The new, 569 billion yen (US$5 billion) facility at Toyosu will open on October 11, over the objections of many working in Tsukiji who contend the new site is contaminated, inconvenient and unsafe.
“If the new place were better, I’ll be happy to move,” said Tai Yamaguchi, whose family has run fish wholesaler Hitoku Shoten since 1964.
The 75-year-old leader of a group of 30 women whose families run shops in Tsukiji opposed to the move, Yamaguchi feels it has been mishandled by authorities who failed to fully consult those affected.
“They are hiding so much,” she said.
Tsukiji now has more than 500 wholesalers employing several thousand people. About 40,000 people visit each day. Much of the angst over the move has to do with closing down a beloved local institution.
A labyrinth of quaint sushi stalls and shops selling knives and ice cream encircling the huge wholesale market famous for its predawn haggling over deep-frozen tuna and other harvests from the sea, Tsukiji has been supplying Tokyo’s fancy restaurants and everyday supermarkets since 1935. Its origins date back nearly a century.

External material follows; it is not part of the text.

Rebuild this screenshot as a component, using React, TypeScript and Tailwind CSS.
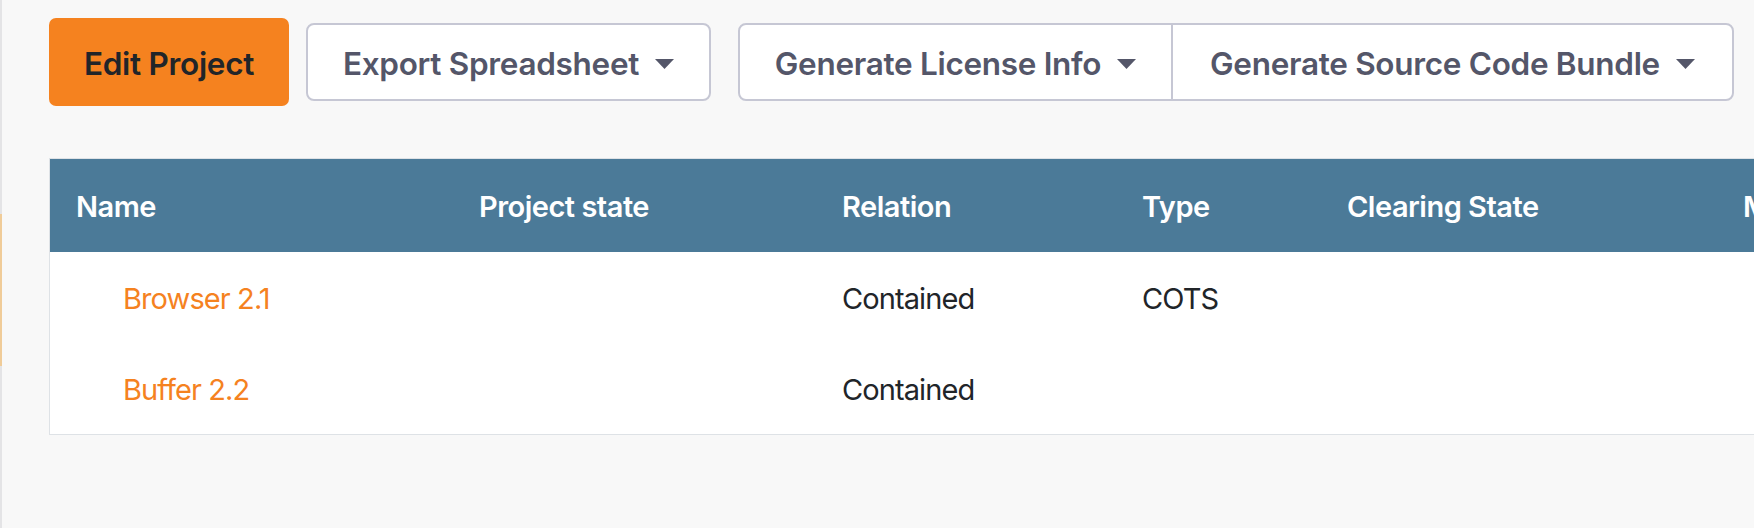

Opponents of the move fear tourists will be less likely to visit out-of-the-way Toyosu, which resembles a huge, modern factory and lacks the picturesque quality of Tsukiji.
Makoto Nakazawa, 54, who has worked in Tsukiji for more than 30 years, said he dislikes the new space he will be working in and is angry over the closure of a market that has “fed Tokyo for years.”
Tsukiji is special, a place of unusual diversity in conformist Japan where misfits like avant-garde theatre actors and convicts are accepted, Nakazawa said.